— Begin AVAILABLE DATA —

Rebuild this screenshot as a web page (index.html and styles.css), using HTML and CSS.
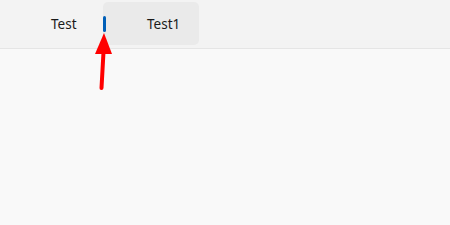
FILE: index.html
```html
<!DOCTYPE html>
<html lang="en">
<head>
    <meta charset="UTF-8">
    <title>Tabs</title>
    <link rel="stylesheet" href="styles.css">
</head>
<body>
    <div class="header">
        <div class="tab">Test</div>
        <div class="tab hover">Test1</div>
        <div class="drop-marker"></div>
    </div>
    <div class="content"></div>

    <svg class="arrow" width="30" height="70" viewBox="0 0 30 70">
        <path d="M16.5 20 L14.5 56" stroke="#ff0000" stroke-width="4" stroke-linecap="round" fill="none"/>
        <path d="M17 1 L8 22 L25 22 Z" fill="#ff0000"/>
    </svg>
</body>
</html>
```

FILE: styles.css
```css
body {
    margin: 0;
    font-family: "Noto Sans", "Open Sans", sans-serif;
    background-color: #f9f9f9;
    color: #1a1a1a;
}
.header {
    position: relative;
    display: flex;
    height: 46px;
    padding: 2px 0 0 7px;
    background-color: #f3f3f3;
    border-bottom: 1px solid #e5e5e5;
}
.tab {
    width: 96px;
    height: 43px;
    padding-left: 44px;
    box-sizing: border-box;
    display: flex;
    align-items: center;
    font-size: 13.5px;
    border-radius: 5px;
}
.tab.hover {
    background-color: #eaeaea;
}
.drop-marker {
    position: absolute;
    left: 103px;
    top: 16px;
    width: 3px;
    height: 16px;
    border-radius: 2px;
    background-color: #005fb8;
}
.content {
    height: 176px;
}
.arrow {
    position: absolute;
    left: 87px;
    top: 32px;
}
```
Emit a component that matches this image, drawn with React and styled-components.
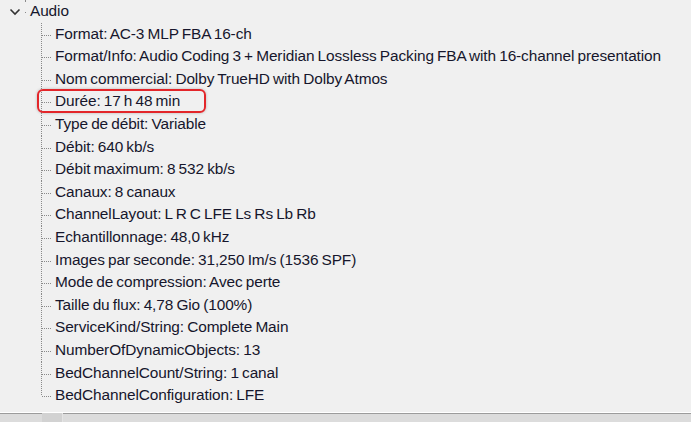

— End AVAILABLE DATA —

WHAT THE TASK ASKS:
Quote the records above in full, dropping each picture.

CORRECT RESULT:
Rebuild this screenshot as a web page (index.html and styles.css), using HTML and CSS.
FILE: index.html
```html
<!DOCTYPE html>
<html lang="en">
<head>
    <meta charset="UTF-8">
    <title>Tabs</title>
    <link rel="stylesheet" href="styles.css">
</head>
<body>
    <div class="header">
        <div class="tab">Test</div>
        <div class="tab hover">Test1</div>
        <div class="drop-marker"></div>
    </div>
    <div class="content"></div>

    <svg class="arrow" width="30" height="70" viewBox="0 0 30 70">
        <path d="M16.5 20 L14.5 56" stroke="#ff0000" stroke-width="4" stroke-linecap="round" fill="none"/>
        <path d="M17 1 L8 22 L25 22 Z" fill="#ff0000"/>
    </svg>
</body>
</html>
```

FILE: styles.css
```css
body {
    margin: 0;
    font-family: "Noto Sans", "Open Sans", sans-serif;
    background-color: #f9f9f9;
    color: #1a1a1a;
}
.header {
    position: relative;
    display: flex;
    height: 46px;
    padding: 2px 0 0 7px;
    background-color: #f3f3f3;
    border-bottom: 1px solid #e5e5e5;
}
.tab {
    width: 96px;
    height: 43px;
    padding-left: 44px;
    box-sizing: border-box;
    display: flex;
    align-items: center;
    font-size: 13.5px;
    border-radius: 5px;
}
.tab.hover {
    background-color: #eaeaea;
}
.drop-marker {
    position: absolute;
    left: 103px;
    top: 16px;
    width: 3px;
    height: 16px;
    border-radius: 2px;
    background-color: #005fb8;
}
.content {
    height: 176px;
}
.arrow {
    position: absolute;
    left: 87px;
    top: 32px;
}
```
Emit a component that matches this image, drawn with React and styled-components.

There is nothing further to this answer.